[Recorded data]
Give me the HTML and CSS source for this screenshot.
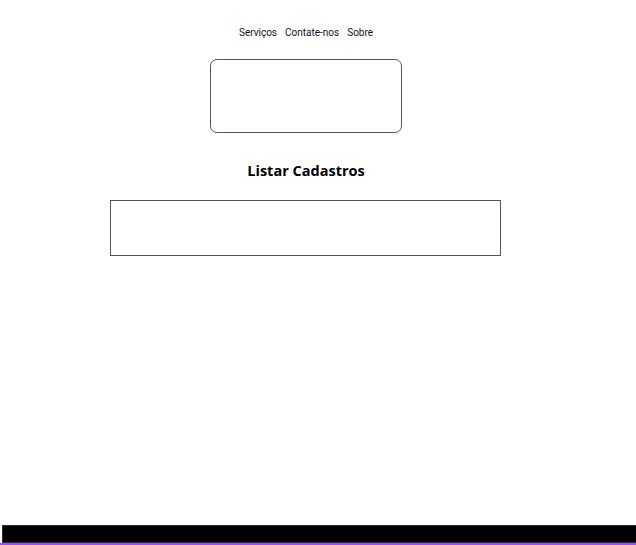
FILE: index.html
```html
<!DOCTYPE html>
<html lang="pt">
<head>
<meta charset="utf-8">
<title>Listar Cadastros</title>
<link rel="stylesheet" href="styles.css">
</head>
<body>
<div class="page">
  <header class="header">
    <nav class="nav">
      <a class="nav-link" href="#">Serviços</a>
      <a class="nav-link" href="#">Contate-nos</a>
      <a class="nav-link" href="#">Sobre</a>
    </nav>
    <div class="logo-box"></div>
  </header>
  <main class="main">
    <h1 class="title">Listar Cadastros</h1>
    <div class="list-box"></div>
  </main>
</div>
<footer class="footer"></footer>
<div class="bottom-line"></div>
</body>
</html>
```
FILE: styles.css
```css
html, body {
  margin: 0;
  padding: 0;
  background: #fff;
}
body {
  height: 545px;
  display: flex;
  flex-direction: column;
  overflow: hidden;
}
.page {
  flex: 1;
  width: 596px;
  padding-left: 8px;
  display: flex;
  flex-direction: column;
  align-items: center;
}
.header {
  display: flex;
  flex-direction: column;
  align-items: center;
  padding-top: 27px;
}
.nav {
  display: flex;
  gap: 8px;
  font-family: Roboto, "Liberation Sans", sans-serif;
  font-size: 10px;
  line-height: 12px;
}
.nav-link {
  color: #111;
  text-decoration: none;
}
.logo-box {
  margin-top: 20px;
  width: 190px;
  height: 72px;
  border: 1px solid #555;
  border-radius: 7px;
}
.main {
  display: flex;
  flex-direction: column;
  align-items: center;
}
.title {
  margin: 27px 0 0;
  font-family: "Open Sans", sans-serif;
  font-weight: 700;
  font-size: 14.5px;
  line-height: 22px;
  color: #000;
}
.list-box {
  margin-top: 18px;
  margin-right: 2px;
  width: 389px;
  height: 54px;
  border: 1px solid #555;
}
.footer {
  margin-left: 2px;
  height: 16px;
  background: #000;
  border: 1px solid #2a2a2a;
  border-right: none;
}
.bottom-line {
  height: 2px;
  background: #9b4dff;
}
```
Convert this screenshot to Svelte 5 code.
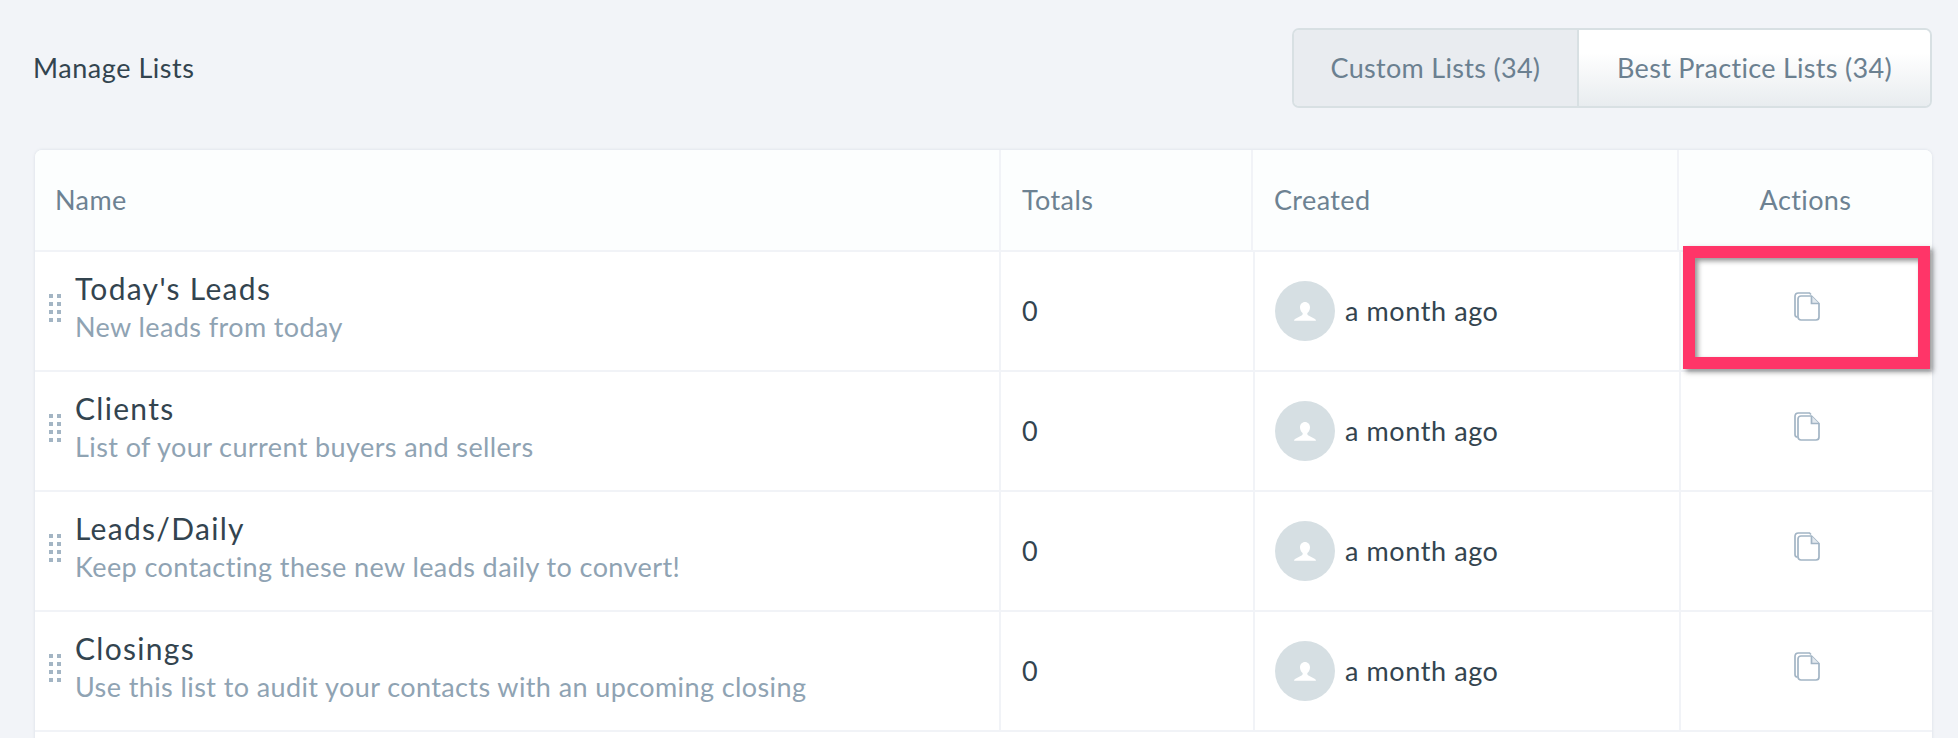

• **Description of the task**:
Reproduce the material above in full and without alteration, but skip all pictures.

• **Output of the exercise**:
Give me the HTML and CSS source for this screenshot.
FILE: index.html
```html
<!DOCTYPE html>
<html lang="pt">
<head>
<meta charset="utf-8">
<title>Listar Cadastros</title>
<link rel="stylesheet" href="styles.css">
</head>
<body>
<div class="page">
  <header class="header">
    <nav class="nav">
      <a class="nav-link" href="#">Serviços</a>
      <a class="nav-link" href="#">Contate-nos</a>
      <a class="nav-link" href="#">Sobre</a>
    </nav>
    <div class="logo-box"></div>
  </header>
  <main class="main">
    <h1 class="title">Listar Cadastros</h1>
    <div class="list-box"></div>
  </main>
</div>
<footer class="footer"></footer>
<div class="bottom-line"></div>
</body>
</html>
```
FILE: styles.css
```css
html, body {
  margin: 0;
  padding: 0;
  background: #fff;
}
body {
  height: 545px;
  display: flex;
  flex-direction: column;
  overflow: hidden;
}
.page {
  flex: 1;
  width: 596px;
  padding-left: 8px;
  display: flex;
  flex-direction: column;
  align-items: center;
}
.header {
  display: flex;
  flex-direction: column;
  align-items: center;
  padding-top: 27px;
}
.nav {
  display: flex;
  gap: 8px;
  font-family: Roboto, "Liberation Sans", sans-serif;
  font-size: 10px;
  line-height: 12px;
}
.nav-link {
  color: #111;
  text-decoration: none;
}
.logo-box {
  margin-top: 20px;
  width: 190px;
  height: 72px;
  border: 1px solid #555;
  border-radius: 7px;
}
.main {
  display: flex;
  flex-direction: column;
  align-items: center;
}
.title {
  margin: 27px 0 0;
  font-family: "Open Sans", sans-serif;
  font-weight: 700;
  font-size: 14.5px;
  line-height: 22px;
  color: #000;
}
.list-box {
  margin-top: 18px;
  margin-right: 2px;
  width: 389px;
  height: 54px;
  border: 1px solid #555;
}
.footer {
  margin-left: 2px;
  height: 16px;
  background: #000;
  border: 1px solid #2a2a2a;
  border-right: none;
}
.bottom-line {
  height: 2px;
  background: #9b4dff;
}
```
Convert this screenshot to Svelte 5 code.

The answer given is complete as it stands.